1989. Réalisation: Denys Arcand. Avec: Lothaire Bluteau, Catherine Wilkening, Johanne-Marie Tremblay et Rémy Girard. Scénario: Denys Arcand. Couleur/2hres.


"All the world's a stage,

And all the men and women merely players

They have their exits and their entrances

And one man in his time plays many parts ..."

                William Shakespeare, "As You Like It", acte II scène VII

 

        La métaphore de Shakespeare nous suggère que la vie est comme une pièce de théâtre, et nous sommes tous les acteurs et actrices. Jésus de Montréal représente un peu la même métaphore. Daniel (Bluteau) réussit à prendre ce qui est théâtral et l'implanter dans la société actuelle. Il ne réussit pas à marcher sur l'eau, mais son rôle de Jésus Christ prend des proportions tout à fait surprenantes.

        Dans ce film brillamment réalisé par Denys Arcand (Le Déclin de l'empire américain), quelques acteurs et actrices se réunissent afin de monter une pièce de théâtre sur la vie de Jésus. Lorsque ces artistes font quelques changements sur ce qui est écrit dans la Bible, l'Église décide de mettre fin à leurs activités.

        Le film est interprété de façon extraordinaire. Le dialogue est intelligent, touchant, profond et parfois même très drôle. Ce n'est pas un film religieux lourd ou prétentieux, Jésus de Montréal est beaucoup plus riche et subtil. Arcand nous pose des questions sur la religion et nos croyances, tout en étudiant ces personnages de façon réaliste. On se demande ce qu'on sait réellement sur Jésus, et on réalise également à quel point la religion est considérée comme étant un territoire non discutable et peu flexible.
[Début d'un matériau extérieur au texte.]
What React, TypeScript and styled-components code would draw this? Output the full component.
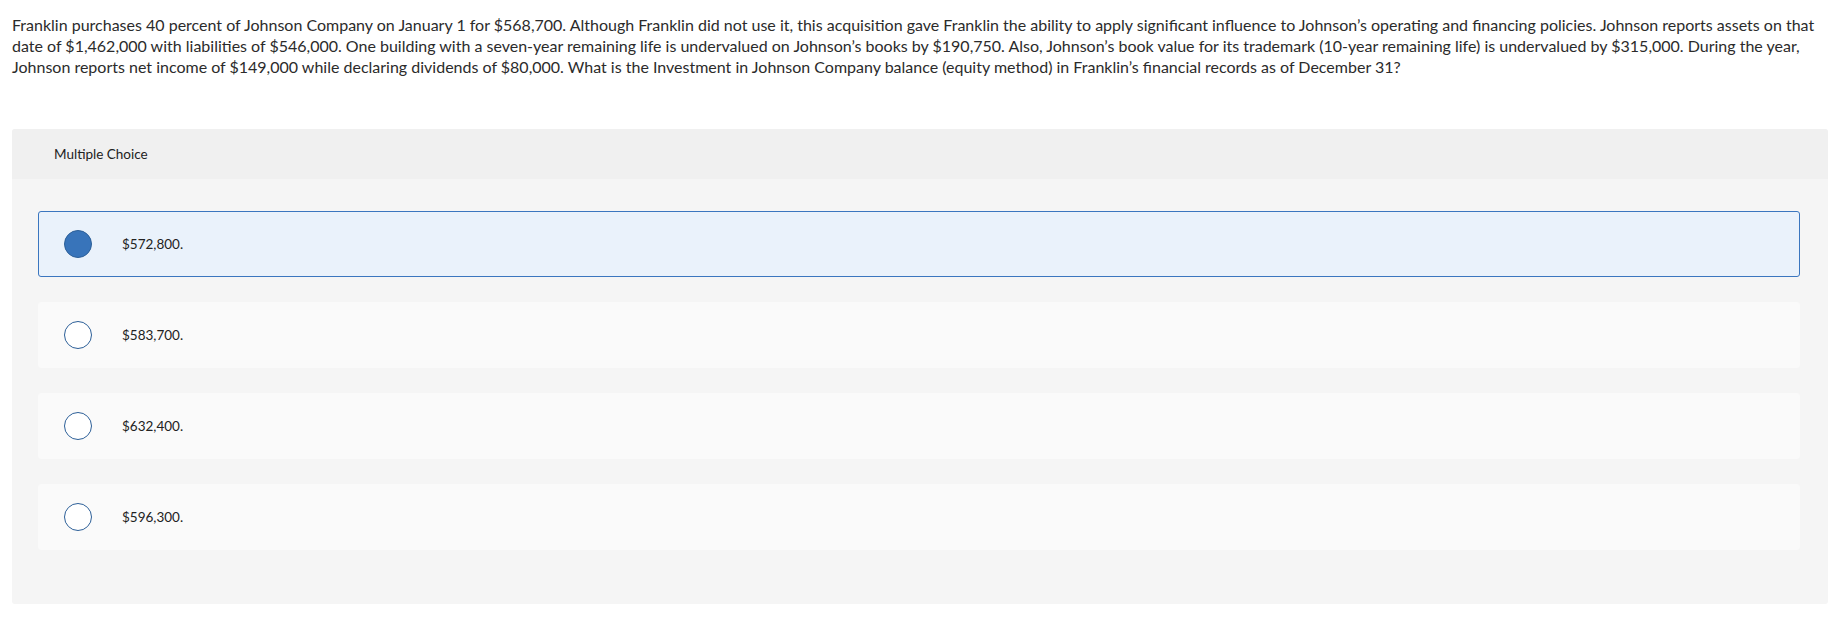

        Pour revenir sur la métaphore de pièce de théâtre, la fin de Jésus de Montréal est puissante et mémorable (arrêtez de lire si vous n'avez pas encore vu le film). Lorsque les autorités locales décident de mettre fin à cette pièce, Daniel (qui interprète Jésus) est blessé suite à un accident et on voit de plus en plus le parallèle entre l'histoire de Jésus et cet acteur dévoué. Jésus a dû survivre la tyrannie des autres, et Daniel doit subir la tyrannie de l'Église catholique qui ne veut rien savoir de cette pièce. Lorsque Daniel meurt, nous remarquons que son corps est placé en croix sur la table, exactement dans la position de Jésus lorsqu'il a été crucifié.
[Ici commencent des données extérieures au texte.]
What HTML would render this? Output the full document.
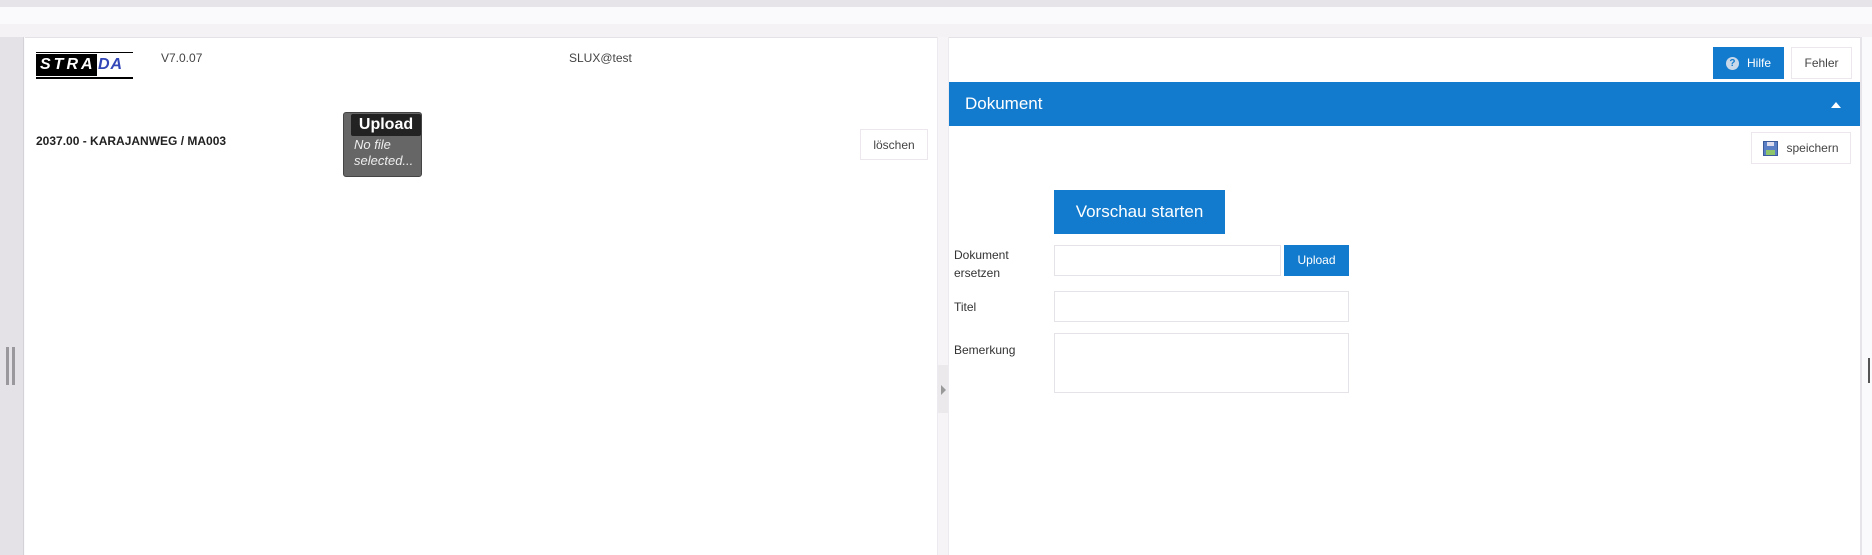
<!DOCTYPE html>
<html><head><meta charset="utf-8"><style>
*{margin:0;padding:0;box-sizing:border-box}
body{width:1872px;height:555px;overflow:hidden;background:#faf9fb;font-family:"Liberation Sans",sans-serif;position:relative;color:#333}
.a{position:absolute}
.btn{position:absolute;border:1px solid #ebe7ec;background:#fff;font-size:12px;color:#444;display:flex;align-items:center;justify-content:center}
.inp{position:absolute;border:1px solid #e6e3e8;background:#fff}
.lbl{position:absolute;font-size:12px;color:#333;line-height:18px}
</style></head><body>
<div class="a" style="left:0;top:0;width:1872px;height:7px;background:#e6e4e8"></div>
<div class="a" style="left:0;top:24px;width:1872px;height:13px;background:#f4f2f5"></div>
<div class="a" style="left:0;top:37px;width:24px;height:518px;background:#e4e2e6;border-right:1px solid #d4d2d6"></div>
<div class="a" style="left:6px;top:347px;width:3px;height:38px;background:#9a989c"></div>
<div class="a" style="left:12px;top:347px;width:3px;height:38px;background:#9a989c"></div>
<div class="a" style="left:25px;top:37px;width:1836px;height:518px;background:#fff;border-top:1px solid #e4e2e6"></div>
<div class="a" style="left:1860px;top:37px;width:2px;height:518px;background:#e6e4e8"></div>
<!-- logo -->
<div class="a" style="left:36px;top:52px;width:97px;height:1px;background:#000"></div>
<div class="a" style="left:36px;top:54px;width:61px;height:22px;background:#000;color:#fff;font:italic bold 16px 'Liberation Sans';letter-spacing:3px;padding-left:4px;line-height:22px;overflow:hidden;white-space:nowrap">STRA</div>
<div class="a" style="left:98px;top:54px;width:34px;height:22px;color:#3447b8;font:italic bold 16px 'Liberation Sans';letter-spacing:1px;line-height:22px">DA</div>
<div class="a" style="left:36px;top:77px;width:97px;height:2px;background:#000"></div>
<div class="a" style="left:161px;top:51px;font-size:12px;color:#444">V7.0.07</div>
<div class="a" style="left:569px;top:51px;font-size:12px;color:#444">SLUX@test</div>
<div class="a" style="left:36px;top:134px;font-size:12px;font-weight:bold;color:#222">2037.00 - KARAJANWEG / MA003</div>
<div class="a" style="left:343px;top:112px;width:79px;height:65px;background:#666;border:1px solid #444;border-radius:3px"></div>
<div class="a" style="left:351px;top:114px;width:70px;height:22px;background:#222;color:#fff;font:bold 16px 'Liberation Sans';text-align:center;line-height:22px;border-radius:2px">Upload</div>
<div class="a" style="left:354px;top:137px;color:#eee;font:italic 13px/16px 'Liberation Sans'">No file<br>selected...</div>
<div class="btn" style="left:860px;top:129px;width:68px;height:31px">löschen</div>
<!-- divider -->
<div class="a" style="left:937px;top:37px;width:12px;height:518px;background:#f6f4f7;border-left:1px solid #eceaee;border-right:1px solid #eceaee"></div>
<div class="a" style="left:938px;top:365px;width:10px;height:48px;background:#ebe9ec"></div>
<div class="a" style="left:941px;top:385px;width:0;height:0;border-left:5px solid #999;border-top:5px solid transparent;border-bottom:5px solid transparent"></div>
<!-- right -->
<div class="btn" style="left:1713px;top:47px;width:71px;height:32px;background:#137bce;border-color:#137bce;color:#fff"><span style="display:inline-block;width:13px;height:13px;border-radius:50%;background:#c9d9ea;color:#137bce;font-size:10px;font-weight:bold;line-height:13px;text-align:center;margin-right:8px">?</span>Hilfe</div>
<div class="btn" style="left:1791px;top:47px;width:61px;height:32px">Fehler</div>
<div class="a" style="left:949px;top:82px;width:911px;height:44px;background:#137bce;color:#fff;font-size:17px;line-height:44px;padding-left:16px">Dokument</div>
<div class="a" style="left:1831px;top:102px;width:0;height:0;border-bottom:6px solid #fff;border-left:5px solid transparent;border-right:5px solid transparent"></div>
<div class="btn" style="left:1751px;top:132px;width:100px;height:32px"><span style="display:inline-block;width:15px;height:15px;background:#5b7fc4;border:1px solid #3a5a9a;margin-right:8px;position:relative"><span style="position:absolute;left:2px;top:8px;width:9px;height:5px;background:#8ec46a"></span><span style="position:absolute;left:3px;top:0;width:7px;height:4px;background:#dde"></span></span>speichern</div>
<div class="a" style="left:1054px;top:190px;width:171px;height:44px;background:#137bce;color:#fff;font-size:17px;line-height:44px;text-align:center">Vorschau starten</div>
<div class="lbl" style="left:954px;top:246px">Dokument<br>ersetzen</div>
<div class="inp" style="left:1054px;top:245px;width:227px;height:31px"></div>
<div class="a" style="left:1284px;top:245px;width:65px;height:31px;background:#137bce;color:#fff;font-size:12px;line-height:31px;text-align:center">Upload</div>
<div class="lbl" style="left:954px;top:298px">Titel</div>
<div class="inp" style="left:1054px;top:291px;width:295px;height:31px"></div>
<div class="lbl" style="left:954px;top:341px">Bemerkung</div>
<div class="inp" style="left:1054px;top:333px;width:295px;height:60px"></div>
<div class="a" style="left:1868px;top:358px;width:2px;height:25px;background:#555"></div>
</body></html>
        C'est en ce moment que nous voyons une intéressante dualité entre la médecine moderne et la religion. Dans plusieurs cas, l'Église et la médecine s'affrontent et la décision du médecin va souvent à l'encontre de la décision des religieux. On voit cette dualité dans le film américain The Exorcist/L'Exorciste, dans lequel les démons de la religion sont remplacés par la schizophrénie et la dépression. Dans Jésus de Montréal, cette dualité est évidente lorsque les organes de Daniel sont donnés aux aveugles et aux handicapés. Daniel représente Jésus, et dans la religion Jésus est capable de guérir les malades et les aveugles. Daniel, dans la société moderne dominée par la médecine avancée, guérit artificiellement les aveugles et les handicapés. La manière est différente, mais le résultat est semblable. 
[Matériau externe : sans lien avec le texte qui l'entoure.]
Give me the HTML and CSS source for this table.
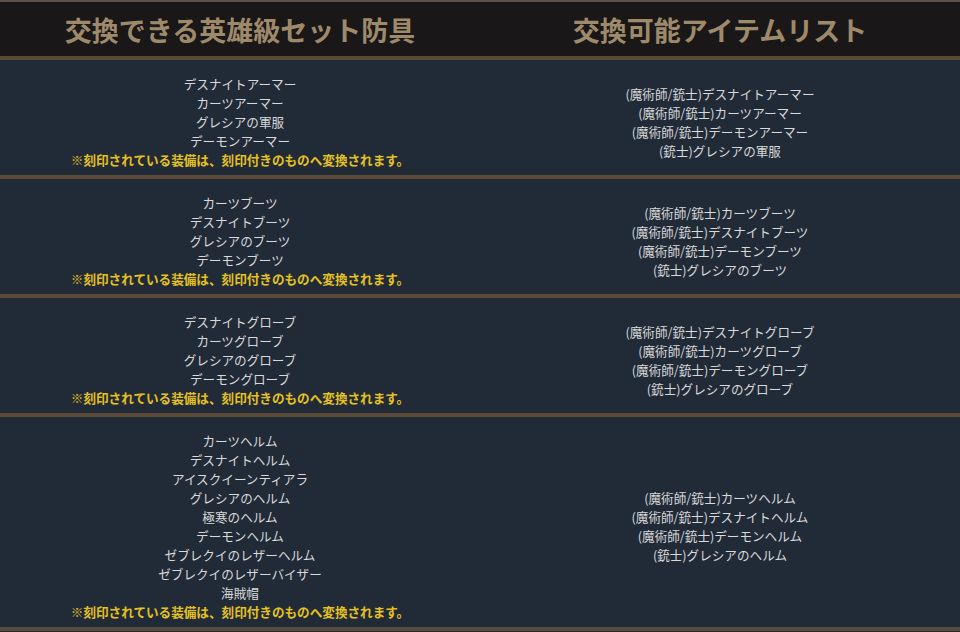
FILE: index.html
```html
<!DOCTYPE html>
<html lang="ja">
<head>
<meta charset="utf-8">
<link rel="stylesheet" href="styles.css">
</head>
<body>
<table class="exchange">
  <thead>
    <tr>
      <th>交換できる英雄級セット防具</th>
      <th>交換可能アイテムリスト</th>
    </tr>
  </thead>
  <tbody>
    <tr>
      <td>デスナイトアーマー<br>カーツアーマー<br>グレシアの軍服<br>デーモンアーマー<br><span class="note">※刻印されている装備は、刻印付きのものへ変換されます。</span></td>
      <td>(魔術師/銃士)デスナイトアーマー<br>(魔術師/銃士)カーツアーマー<br>(魔術師/銃士)デーモンアーマー<br>(銃士)グレシアの軍服</td>
    </tr>
    <tr>
      <td>カーツブーツ<br>デスナイトブーツ<br>グレシアのブーツ<br>デーモンブーツ<br><span class="note">※刻印されている装備は、刻印付きのものへ変換されます。</span></td>
      <td>(魔術師/銃士)カーツブーツ<br>(魔術師/銃士)デスナイトブーツ<br>(魔術師/銃士)デーモンブーツ<br>(銃士)グレシアのブーツ</td>
    </tr>
    <tr>
      <td>デスナイトグローブ<br>カーツグローブ<br>グレシアのグローブ<br>デーモングローブ<br><span class="note">※刻印されている装備は、刻印付きのものへ変換されます。</span></td>
      <td>(魔術師/銃士)デスナイトグローブ<br>(魔術師/銃士)カーツグローブ<br>(魔術師/銃士)デーモングローブ<br>(銃士)グレシアのグローブ</td>
    </tr>
    <tr>
      <td>カーツヘルム<br>デスナイトヘルム<br>アイスクイーンティアラ<br>グレシアのヘルム<br>極寒のヘルム<br>デーモンヘルム<br>ゼブレクイのレザーヘルム<br>ゼブレクイのレザーバイザー<br>海賊帽<br><span class="note">※刻印されている装備は、刻印付きのものへ変換されます。</span></td>
      <td>(魔術師/銃士)カーツヘルム<br>(魔術師/銃士)デスナイトヘルム<br>(魔術師/銃士)デーモンヘルム<br>(銃士)グレシアのヘルム</td>
    </tr>
  </tbody>
</table>
</body>
</html>
```

FILE: styles.css
```css
html, body {
  margin: 0;
  padding: 0;
  background: #212b38;
}
.exchange {
  width: 960px;
  border-collapse: collapse;
  table-layout: fixed;
  font-family: "Noto Sans CJK JP", "Noto Sans", sans-serif;
  border-top: 2px solid #5a5046;
}
.exchange th {
  background: #191717;
  color: #9e8a6a;
  font-size: 27px;
  font-weight: 700;
  height: 57px;
  padding: 14px 0 0;
  box-sizing: border-box;
  border-bottom: 4px solid #5b4a37;
  line-height: 1;
  vertical-align: top;
}
.exchange td {
  background: #212b38;
  color: #d9d9d9;
  font-size: 12.6px;
  line-height: 19px;
  text-align: center;
  vertical-align: middle;
  padding: 14px 0 6px;
  border-bottom: 4px solid #5b4a37;
}
.note {
  color: #e6c21f;
  font-weight: 700;
}
```
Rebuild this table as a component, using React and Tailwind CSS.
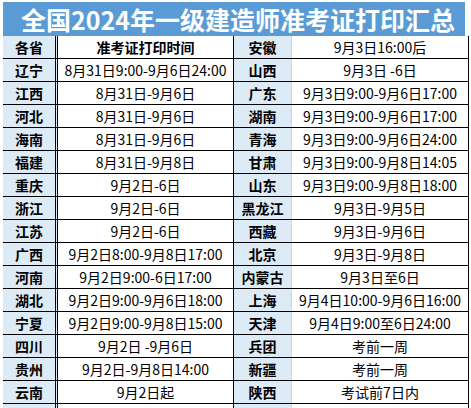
import React from "react";

const left = [
  ["各省", "准考证打印时间", true],
  ["辽宁", "8月31日9:00-9月6日24:00"],
  ["江西", "8月31日-9月6日"],
  ["河北", "8月31日-9月6日"],
  ["海南", "8月31日-9月6日"],
  ["福建", "8月31日-9月8日"],
  ["重庆", "9月2日-6日"],
  ["浙江", "9月2日-6日"],
  ["江苏", "9月2日-6日"],
  ["广西", "9月2日8:00-9月8日17:00"],
  ["河南", "9月2日9:00-6日17:00"],
  ["湖北", "9月2日9:00-9月6日18:00"],
  ["宁夏", "9月2日9:00-9月8日15:00"],
  ["四川", "9月2日 -9月6日"],
  ["贵州", "9月2日-9月8日14:00"],
  ["云南", "9月2日起"],
];

const right = [
  ["安徽", "9月3日16:00后"],
  ["山西", "9月3日 -6日"],
  ["广东", "9月3日9:00-9月6日17:00"],
  ["湖南", "9月3日9:00-9月6日17:00"],
  ["青海", "9月3日9:00-9月6日24:00"],
  ["甘肃", "9月3日9:00-9月8日14:05"],
  ["山东", "9月3日9:00-9月8日18:00"],
  ["黑龙江", "9月3日-9月5日"],
  ["西藏", "9月3日-9月6日"],
  ["北京", "9月3日-9月8日"],
  ["内蒙古", "9月3日至6日"],
  ["上海", "9月4日10:00-9月6日16:00"],
  ["天津", "9月4日9:00至6日24:00"],
  ["兵团", "考前一周"],
  ["新疆", "考前一周"],
  ["陕西", "考试前7日内"],
];

export default function App() {
  return (
    <div
      className="w-[471px] h-[408px] overflow-hidden bg-white text-black pt-[2px] pl-[3px]"
      style={{ fontFamily: '"Noto Sans CJK SC", "Noto Sans", sans-serif' }}
    >
      <div className="w-[462px] h-[34px] bg-[#5b9bd5] flex items-center justify-center text-white font-bold text-[25px] leading-none pl-[8px]">
        全国2024年一级建造师准考证打印汇总
      </div>
      <div className="flex flex-col w-[466px]">
        {left.map((l, i) => {
          const r = right[i];
          return (
            <div key={i} className="flex h-[23px] border-b border-black text-[14px] leading-none">
              <div className="w-[55px] shrink-0 bg-[#ddebf7] border-r-[3px] border-double border-black flex items-center justify-center font-bold">
                {l[0]}
              </div>
              <div className={"w-[176px] shrink-0 bg-white border-r border-black flex items-center justify-center whitespace-pre " + (l[2] ? "font-bold" : "")}>
                {l[1]}
              </div>
              <div className="w-[58px] shrink-0 bg-[#ddebf7] border-r border-[#c6d3de] flex items-center justify-center font-bold">
                {r[0]}
              </div>
              <div className="w-[177px] shrink-0 bg-white border-r border-black flex items-center justify-center whitespace-pre">
                {r[1]}
              </div>
            </div>
          );
        })}
        <div className="flex h-[10px]">
          <div className="w-[55px] shrink-0 bg-[#ddebf7] border-r-[3px] border-double border-black" />
          <div className="w-[176px] shrink-0 bg-white border-r border-black" />
          <div className="w-[58px] shrink-0 bg-[#ddebf7] border-r border-[#c6d3de]" />
          <div className="w-[177px] shrink-0 bg-white border-r border-black" />
        </div>
      </div>
    </div>
  );
}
        La fin peut sembler poussée pour certains spectateurs, mais Arcand est subtil et son film ne sombre pas dans le symbolisme prévisible et artificiel. Lothaire Bluteau ne fait pas de gestes surnaturels et ne voit pas Dieu; des stupidités comme cela auraient ruiné le film. Lorsqu'on regarde Jésus de Montréal, on voit de vraies personnes dans le vrai monde. On voit les hôpitaux pleins à craquer ainsi que la réalité difficile des acteurs et des artistes. On regarde un vrai drame social d'un incroyable réalisme. Les thèmes religieux sont ingénieusement implantés dans l'histoire sans paraître faux ou irréels pour une seconde. Certains spectateurs peuvent argumenter que Daniel n'est qu'un acteur qui subit une blessure à la tête, rien de plus. Mais le symbolisme religieux est à la vue de tous, et chaque spectateur peut voir le parallèle entre Jésus et ce jeune homme sans que le film devienne ridicule ou surnaturel.

        Jésus de Montréal est définitivement un grand moment dans le cinéma canadien. Certaines scènes sont des classiques, comme celle qui se déroule dans le studio où trois personnes procurent la voix des comédiens d'un film pornographique. Cette scène est l'une des plus désopilantes que je n'ai jamais vue. De plus, le gardien dans le parc nous procure un anachronisme comique dans la pièce de Jésus, en portant son uniforme et sa lampe de poche.

        Denys Arcand réussit à faire parler ses personnages de façon réaliste et authentique, et l'animosité entre les acteurs et l'Église n'est pas exploitée de façon superficielle. Le prêtre n'est pas perçu comme étant un monstre hypocrite qui invite des réaction shots furieux des autres comédiens. Tout est contrôlé et ingénieusement structuré dans le scénario. Jésus de Montréal est un vrai classique à ne pas rater.